Holding — Taylor, P.J.
- The Court of Appeal of the State of California held that the California courts had jurisdiction over both Consolidated and St. Joe Paper.
Rule
- A state may exercise jurisdiction over a foreign corporation if its activities cause foreseeable effects in that state, particularly in cases involving conspiracies that affect the market.
Reasoning
- The Court of Appeal reasoned that the concept of personal jurisdiction required a finding of "minimum contacts" with the forum state.
- The court noted that the paper companies engaged in activities that had foreseeable effects in California, including price-fixing that allegedly harmed California consumers.
- It highlighted that a state could exercise jurisdiction over a foreign corporation if its actions caused effects within that state, as long as such jurisdiction was not deemed unreasonable.
- The court referenced previous cases establishing that engaging in conspiratorial activities affecting a state's market could justify jurisdiction, even if the defendants did not have a physical presence in the state.
- It concluded that the paper companies purposefully availed themselves of the California market by participating in a conspiracy that resulted in financial gains at the expense of California consumers, thus satisfying the requirements for jurisdiction.
Deep Dive: How the Court Reached Its Decision
Jurisdictional Analysis
The Court of Appeal examined the concept of personal jurisdiction, which necessitated a finding of "minimum contacts" between the defendants and the state of California.
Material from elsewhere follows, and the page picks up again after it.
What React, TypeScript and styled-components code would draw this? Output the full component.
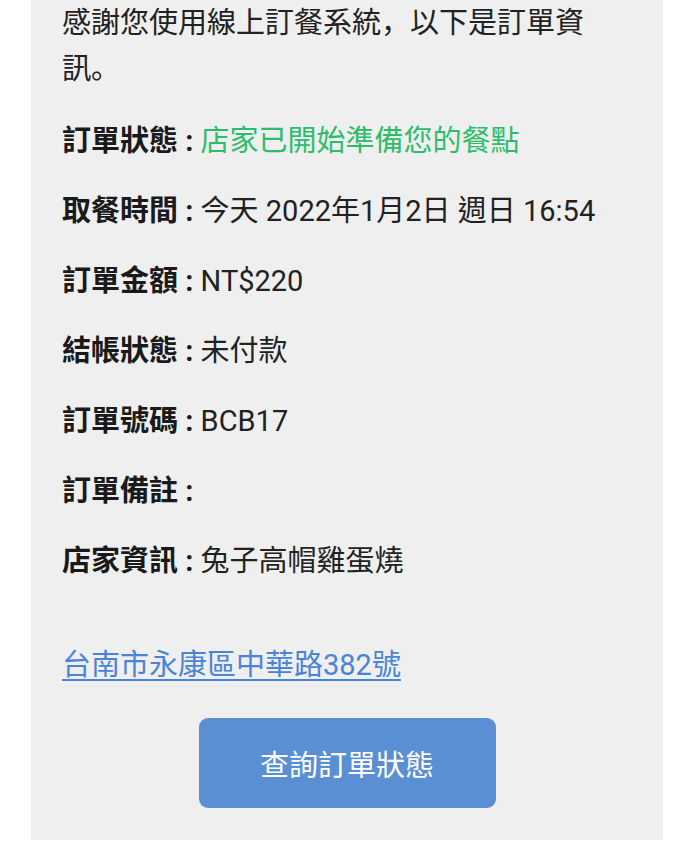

The court noted that the actions of the paper companies had foreseeable effects in California, particularly through their involvement in a nationwide price-fixing conspiracy that allegedly harmed California consumers. The court emphasized that jurisdiction could be exercised over a foreign corporation if its activities caused significant effects within the state, provided that exercising such jurisdiction was not unreasonable. The precedent set by prior cases was crucial, as they established that engaging in conspiratorial activities that impacted a state's market could justify jurisdiction, even in the absence of a physical presence in that state. Therefore, the court concluded that the paper companies, by participating in an alleged conspiracy, engaged in actions that invoked California's jurisdiction.
Purposeful Availment
The court reasoned that the paper companies purposefully availed themselves of the California market through their actions that resulted in financial benefits at the expense of California consumers. The court highlighted that both companies had engaged in activities that led to sales and deliveries in California, which were linked to the alleged price-fixing scheme. The court pointed out that the paper companies had not only made sales but had also benefited economically from their actions, thus establishing a connection to the state. This purposeful availment indicated that the companies had sufficient contacts with California to justify the court's jurisdiction. The court further noted that the delivery of products to California consumers and the financial gains from those transactions reinforced this conclusion.
Precedent and Legislative Context
The court referenced relevant case law to support its reasoning, particularly focusing on decisions that upheld jurisdiction based on intentional acts causing effects in the forum state. It cited cases such as Quattrone and United California Bank, which established that jurisdiction could be justified if the defendants intentionally caused effects in California through their actions. The court also discussed the legislative context, noting that California's Cartwright Act was designed to address antitrust violations and that such violations were considered exceptional and subject to special regulation. This context underscored the importance of holding the paper companies accountable in California, as the state had a vested interest in protecting its consumers from alleged unlawful practices. Thus, the court concluded that the unique nature of antitrust violations warranted the exercise of jurisdiction over the defendants.
Minimum Contacts and Fair Play
In assessing minimum contacts, the court reiterated that the mere presence of an effect in California was not sufficient for establishing jurisdiction; rather, there needed to be a connection between the defendants and the forum state that would not offend traditional notions of fair play and substantial justice. The court referred to the U.S. Supreme Court's guidance on this principle, emphasizing that a corporation should reasonably anticipate being brought to court in a state where it purposefully engages in activities. The court found that the paper companies had engaged in a conspiracy, which involved deliberate actions that were designed to maximize profits from the California market. Therefore, the court concluded that the jurisdictional requirements were satisfied, as the companies' actions had a clear and direct impact on California consumers.
Conclusion
Ultimately, the Court of Appeal denied the petitions for writs of mandate, affirming the lower court's decision to deny the motions to quash service. The court held that the paper companies' activities constituted sufficient minimum contacts with California, thereby justifying the exercise of personal jurisdiction. The court's reasoning was grounded in the companies' purposeful availment of the California market and the foreseeable effects of their actions on California consumers. By participating in a conspiracy that allegedly resulted in price-fixing and economic harm, the defendants had invoked the protections and benefits of California's laws. As such, the court concluded that it was reasonable and appropriate to assert jurisdiction over the nonresident corporations in this case.